There are scores and scores of such 'Arabian brides' in the densely populated, poverty ridden coastal area; the story of Aminas, Suharas, Subaidas and Bhathimayis is repeated over and over again.

Now things are done secretly. The secrecy is the result of a number of arrests since 1985. The people living in the coastal belt know marriages take place, but will not tell you where, when, how or who is getting married. The logic is simple: "It is poverty that makes these girls get into such marriages. Sometimes a kindly Arab might look after the girl for a lifetime. Why prevent that?"

The social reason behind these 'sales' is directly linked to the dowry system. The girl's family has to shell out a huge dowry in cash and gold in Muslim marriages. Girls who get married to aged Arabs come from poor families. And the meher Arabs give, which could be as little as Rs 3,000, is a boon to the family. The sanction by the clergy is another cause why the practice continues. The male-dominated clergy is least bothered about the poor women and their unfortunate children. All this, coupled with general lack of education and awareness, has made intervention by social organisations difficult. "If anything worthwhile is to be done, poverty should be wiped out. There can be no cosmetic changes," says Suhra.
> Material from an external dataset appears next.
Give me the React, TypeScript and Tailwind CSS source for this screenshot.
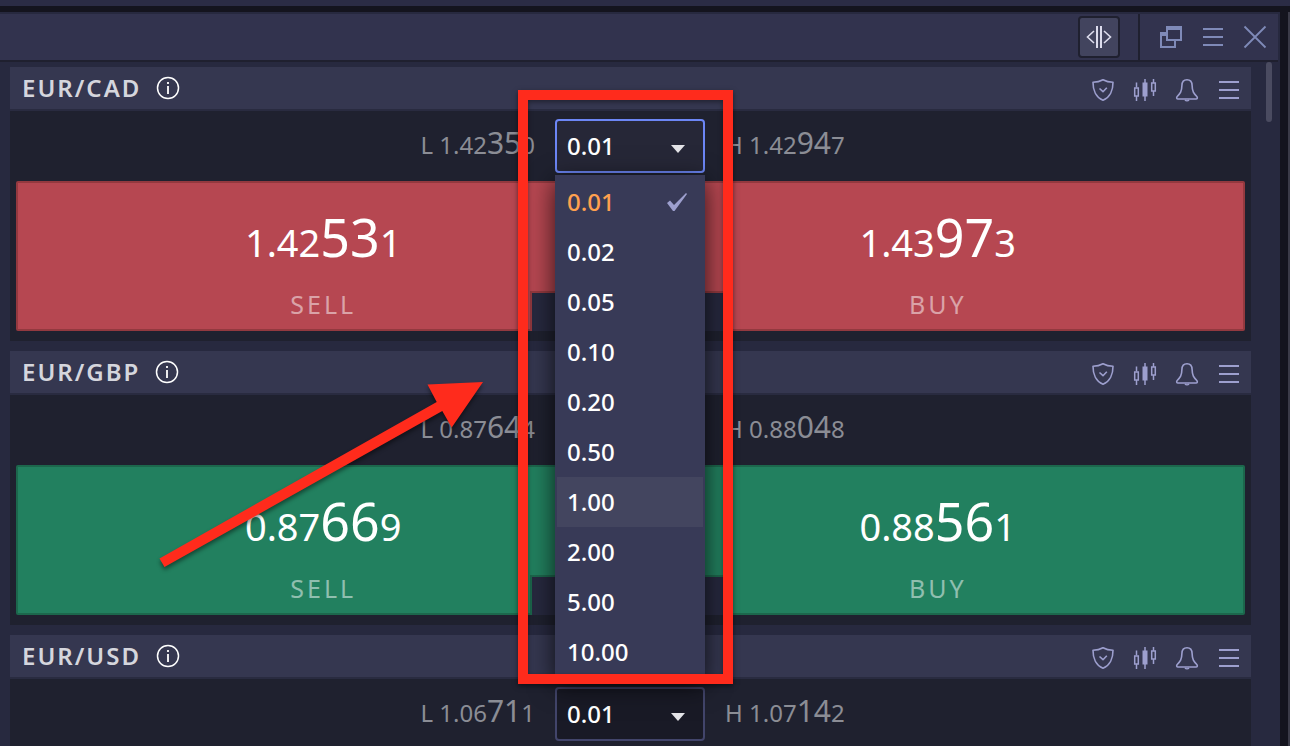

Fearing the clergy's wrath, no political party in Kerala is taking up the issue. When the National Women's Commission organised separate sittings on Arab marriages in Kozhikode and Malappuram last year, the State Women's Commission — comprising nominees of the previous Oommen Chandy government — decided not to cooperate with it. The body has come under sharp criticism by women's groups. Suhra is demanding a multi-pronged approach by the government and the civil society to address the problem.